[PROBLEM DESCRIPTION]: In the entries below, find the lines that contain the word "Tailwind" and copy them.

[EXTRACTED INFORMATION]:

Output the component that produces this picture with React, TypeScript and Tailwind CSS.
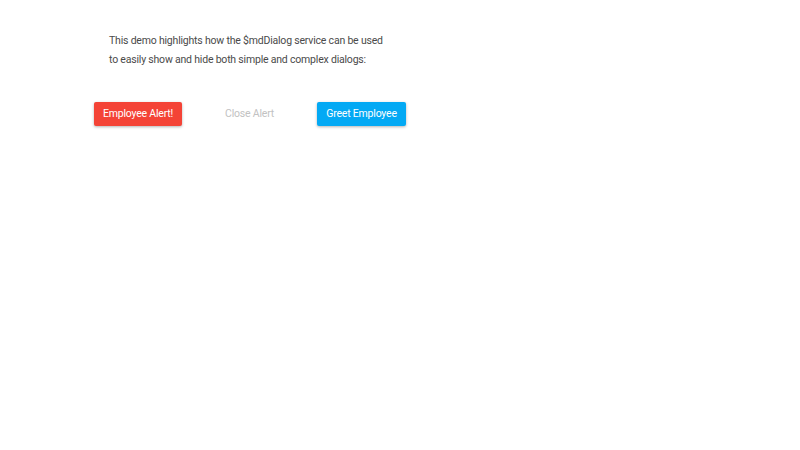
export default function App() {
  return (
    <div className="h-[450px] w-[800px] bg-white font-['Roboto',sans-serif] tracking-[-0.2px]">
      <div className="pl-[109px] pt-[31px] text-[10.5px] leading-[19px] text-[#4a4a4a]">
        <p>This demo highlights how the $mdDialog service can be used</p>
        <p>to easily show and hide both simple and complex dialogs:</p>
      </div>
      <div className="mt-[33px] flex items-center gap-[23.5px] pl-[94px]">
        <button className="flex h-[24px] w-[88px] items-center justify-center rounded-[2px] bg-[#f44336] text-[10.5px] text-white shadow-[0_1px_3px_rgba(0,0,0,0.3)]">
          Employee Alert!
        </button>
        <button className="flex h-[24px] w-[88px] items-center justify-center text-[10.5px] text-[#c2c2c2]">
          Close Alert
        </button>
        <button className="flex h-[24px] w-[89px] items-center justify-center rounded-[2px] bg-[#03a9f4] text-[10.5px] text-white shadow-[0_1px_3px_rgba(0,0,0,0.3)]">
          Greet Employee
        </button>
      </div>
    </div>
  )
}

--

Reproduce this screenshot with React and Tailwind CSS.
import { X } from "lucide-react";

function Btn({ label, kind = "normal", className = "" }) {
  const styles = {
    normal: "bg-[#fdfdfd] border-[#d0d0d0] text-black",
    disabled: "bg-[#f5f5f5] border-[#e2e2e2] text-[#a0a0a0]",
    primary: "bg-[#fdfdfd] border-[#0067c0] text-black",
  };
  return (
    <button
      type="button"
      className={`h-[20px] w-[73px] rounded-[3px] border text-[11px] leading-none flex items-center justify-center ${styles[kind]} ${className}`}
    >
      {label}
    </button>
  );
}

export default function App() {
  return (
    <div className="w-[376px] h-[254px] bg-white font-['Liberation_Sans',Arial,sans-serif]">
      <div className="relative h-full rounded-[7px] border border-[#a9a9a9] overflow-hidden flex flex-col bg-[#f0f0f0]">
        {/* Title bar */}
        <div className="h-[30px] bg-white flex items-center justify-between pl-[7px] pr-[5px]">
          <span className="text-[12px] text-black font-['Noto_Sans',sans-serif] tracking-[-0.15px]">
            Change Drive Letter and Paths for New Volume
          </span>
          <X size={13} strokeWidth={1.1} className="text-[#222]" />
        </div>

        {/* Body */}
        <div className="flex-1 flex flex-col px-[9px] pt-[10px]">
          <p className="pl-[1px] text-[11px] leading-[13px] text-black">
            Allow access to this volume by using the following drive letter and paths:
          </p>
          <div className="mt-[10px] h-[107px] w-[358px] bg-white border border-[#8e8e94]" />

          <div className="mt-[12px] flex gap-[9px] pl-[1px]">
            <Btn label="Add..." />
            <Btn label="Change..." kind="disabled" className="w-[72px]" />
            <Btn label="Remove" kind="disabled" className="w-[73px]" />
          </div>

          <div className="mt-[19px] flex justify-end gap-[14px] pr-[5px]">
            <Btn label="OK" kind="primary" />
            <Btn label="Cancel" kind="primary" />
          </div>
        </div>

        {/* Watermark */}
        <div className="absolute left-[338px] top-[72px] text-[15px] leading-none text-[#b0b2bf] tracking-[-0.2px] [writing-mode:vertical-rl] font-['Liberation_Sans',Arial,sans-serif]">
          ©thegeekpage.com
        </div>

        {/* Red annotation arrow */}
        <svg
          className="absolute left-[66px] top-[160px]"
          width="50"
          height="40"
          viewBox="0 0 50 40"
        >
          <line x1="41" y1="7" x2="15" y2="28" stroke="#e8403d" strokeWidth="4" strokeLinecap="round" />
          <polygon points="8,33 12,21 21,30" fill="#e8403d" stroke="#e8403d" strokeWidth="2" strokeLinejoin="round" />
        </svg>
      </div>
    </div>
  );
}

[OUTPUT FOR THIS EXERCISE]:
Output the component that produces this picture with React, TypeScript and Tailwind CSS.
Reproduce this screenshot with React and Tailwind CSS.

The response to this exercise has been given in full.